Escribo este artículo recién conocida la detención de Puigdemont en Alemania. Tenía la firme intención de no hablar del monotema, pero se hace imposible. Todo lo esencial ha sido dicho y repetir argumentos se hace tedioso. Pero la vertiginosa actualidad manda.

Todos nos preguntamos: ¿y ahora qué? ¿cómo salimos del pozo? Evidentemente carezco de la varita mágica. No soy optimista. La burbuja independentista, alimentada profusamente desde Cataluña en los últimos 40 años, con la permisividad suicida de los gobiernos españoles, ha estallado. No se intervino a tiempo y reconducir la situación se hace muy difícil. La aplicación del artículo 155 de la Constitución se hizo tarde y sin determinación.

Ahora, la división interna entre catalanes, la radicalización de posturas, la violencia y la intervención del poder judicial hacen muy difícil encontrar escenarios para reconducir el conflicto.

El juez Llarena tiene razón cuando dice que el golpe sigue latente. Puigdemont ha sido la principal fuente de desestabilización impidiendo la formación de un gobierno que se atuviera al mandato del 21D, que no es otro que volver a la senda autonómica. No sé si su detención facilitará conseguir este objetivo, requisito indispensable para iniciar la normalización de la vida política. El riesgo de incidentes graves de orden público es alto y, de producirse, el deterioro de la convivencia en Cataluña se agudizaría, haciendo muy difícil cualquier vía de dialogo. Con violencia callejera grave y reiterada la suspensión de la autonomía sería inevitable.

Por ello, antes de que sea demasiado tarde, urge un gobierno que acepte sin ambigüedades el marco legal y se ponga a gobernar para todos los catalanes. Los que reclaman la libertad de los presos deberían ser conscientes de que sólo a partir de la normalización de la vida política en Cataluña decaerán los motivos de la prisión preventiva.

Los partidos constitucionalistas deberían hacer un ejercicio de responsabilidad y tratar de facilitar un gobierno que cuente con el máximo apoyo parlamentario posible

Un gobierno autonómico serviría para empezar a encauzar la situación, pero cuenta con la oposición del independentismo radical que hasta ahora ha tenido a Puigdemont de referente. Y, para hacerla imposible, los radicales no dudarán en tensar la cuerda en la calle. La divulgación del domicilio de Llarena en la Cerdanya, algunos tuits apelando a la violencia, y manifestaciones ante el Consulado Alemán o las delegaciones del Gobierno, no auguran nada bueno.

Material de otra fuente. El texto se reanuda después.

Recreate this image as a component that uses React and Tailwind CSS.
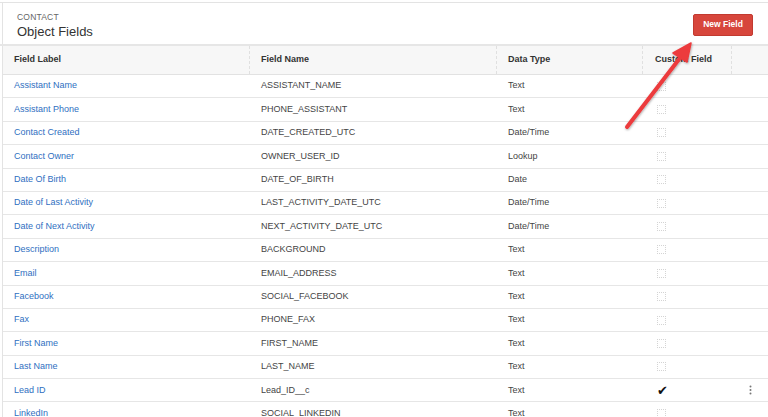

En esta ambiente, los partidos constitucionalistas deberían hacer un ejercicio de responsabilidad y tratar de facilitar un gobierno que cuente con el máximo apoyo parlamentario posible. Pero para ello es preciso que los independentistas dispuestos a aceptar el marco constitucional rompan con aquellos que quieren seguir con el procés. La abstención de la CUP en la investidura de Turull rompió el bloque secesionista. Ahora intentarán rehacerlo. La mejor manera de evitarlo es con la formación de un gobierno que acate la legalidad. Si no se consigue, y la violencia no obliga a suspender la autonomía, vamos hacia unas nuevas elecciones que implican prolongar la incertidumbre y no garantizan, para nada, que sirvan para resolver ningún problema.

Una consideración final. Los constitucionalistas debemos evitar ser víctimas del Síndrome de Estocolmo. No caer en el chantaje emocional. No es plato de gusto ver personas encarceladas. Casi todos quisiéramos que se acabara la división social en Cataluña. Pero ceder a las pretensiones independentistas no sólo no nos evitaría sufrimientos sino que sería la fuente de muchos más. Buscar una salida, lo más inclusiva posible, es un deber de responsabilidad. Pero no debe significar sucumbir a la propaganda independentista. El cumplimiento de la ley no es negociable.